Required work:
Write out the listing below without alteration, omitting its pictures.
== Data records
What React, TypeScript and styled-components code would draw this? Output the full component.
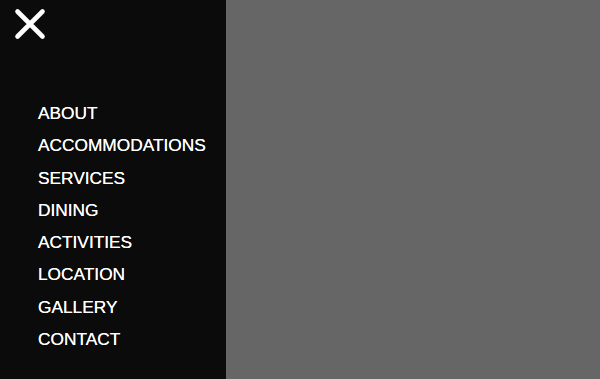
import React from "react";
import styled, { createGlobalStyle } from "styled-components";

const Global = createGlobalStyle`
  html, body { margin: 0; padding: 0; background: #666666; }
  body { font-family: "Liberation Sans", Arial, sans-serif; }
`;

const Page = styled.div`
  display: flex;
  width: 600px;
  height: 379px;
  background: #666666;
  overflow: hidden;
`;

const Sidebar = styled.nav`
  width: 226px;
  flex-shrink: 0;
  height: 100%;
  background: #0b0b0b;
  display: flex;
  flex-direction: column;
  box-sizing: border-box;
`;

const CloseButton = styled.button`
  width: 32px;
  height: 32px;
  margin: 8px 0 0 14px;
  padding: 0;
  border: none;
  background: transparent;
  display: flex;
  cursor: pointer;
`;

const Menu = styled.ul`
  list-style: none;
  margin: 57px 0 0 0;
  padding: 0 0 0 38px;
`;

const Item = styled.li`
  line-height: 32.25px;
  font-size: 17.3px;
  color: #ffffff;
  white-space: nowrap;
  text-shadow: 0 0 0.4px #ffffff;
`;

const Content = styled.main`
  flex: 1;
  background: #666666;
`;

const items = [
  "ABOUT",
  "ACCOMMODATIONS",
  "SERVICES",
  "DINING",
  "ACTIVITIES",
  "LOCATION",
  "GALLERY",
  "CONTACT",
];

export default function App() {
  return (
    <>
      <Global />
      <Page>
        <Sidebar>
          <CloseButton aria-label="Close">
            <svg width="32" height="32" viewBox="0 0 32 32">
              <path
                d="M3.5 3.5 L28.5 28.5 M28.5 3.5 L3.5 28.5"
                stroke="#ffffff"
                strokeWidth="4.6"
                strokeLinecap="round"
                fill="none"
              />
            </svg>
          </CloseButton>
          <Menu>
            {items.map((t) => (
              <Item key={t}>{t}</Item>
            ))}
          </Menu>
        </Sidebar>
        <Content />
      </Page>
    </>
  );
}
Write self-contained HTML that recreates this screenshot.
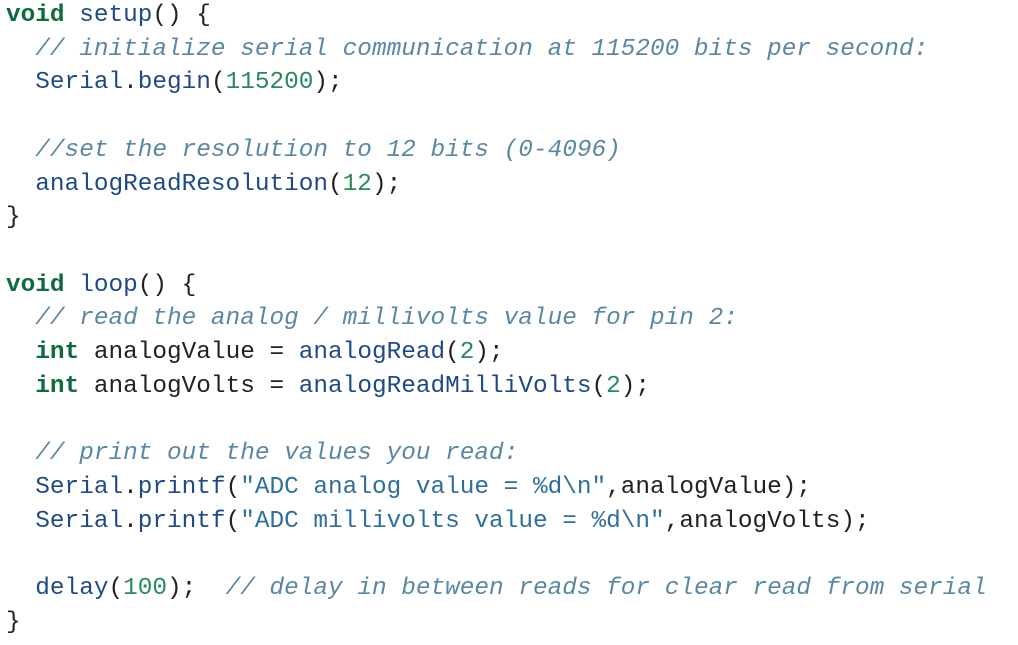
====
Completed exercise:
What React, TypeScript and styled-components code would draw this? Output the full component.
import React from "react";
import styled, { createGlobalStyle } from "styled-components";

const Global = createGlobalStyle`
  html, body { margin: 0; padding: 0; background: #666666; }
  body { font-family: "Liberation Sans", Arial, sans-serif; }
`;

const Page = styled.div`
  display: flex;
  width: 600px;
  height: 379px;
  background: #666666;
  overflow: hidden;
`;

const Sidebar = styled.nav`
  width: 226px;
  flex-shrink: 0;
  height: 100%;
  background: #0b0b0b;
  display: flex;
  flex-direction: column;
  box-sizing: border-box;
`;

const CloseButton = styled.button`
  width: 32px;
  height: 32px;
  margin: 8px 0 0 14px;
  padding: 0;
  border: none;
  background: transparent;
  display: flex;
  cursor: pointer;
`;

const Menu = styled.ul`
  list-style: none;
  margin: 57px 0 0 0;
  padding: 0 0 0 38px;
`;

const Item = styled.li`
  line-height: 32.25px;
  font-size: 17.3px;
  color: #ffffff;
  white-space: nowrap;
  text-shadow: 0 0 0.4px #ffffff;
`;

const Content = styled.main`
  flex: 1;
  background: #666666;
`;

const items = [
  "ABOUT",
  "ACCOMMODATIONS",
  "SERVICES",
  "DINING",
  "ACTIVITIES",
  "LOCATION",
  "GALLERY",
  "CONTACT",
];

export default function App() {
  return (
    <>
      <Global />
      <Page>
        <Sidebar>
          <CloseButton aria-label="Close">
            <svg width="32" height="32" viewBox="0 0 32 32">
              <path
                d="M3.5 3.5 L28.5 28.5 M28.5 3.5 L3.5 28.5"
                stroke="#ffffff"
                strokeWidth="4.6"
                strokeLinecap="round"
                fill="none"
              />
            </svg>
          </CloseButton>
          <Menu>
            {items.map((t) => (
              <Item key={t}>{t}</Item>
            ))}
          </Menu>
        </Sidebar>
        <Content />
      </Page>
    </>
  );
}
Write self-contained HTML that recreates this screenshot.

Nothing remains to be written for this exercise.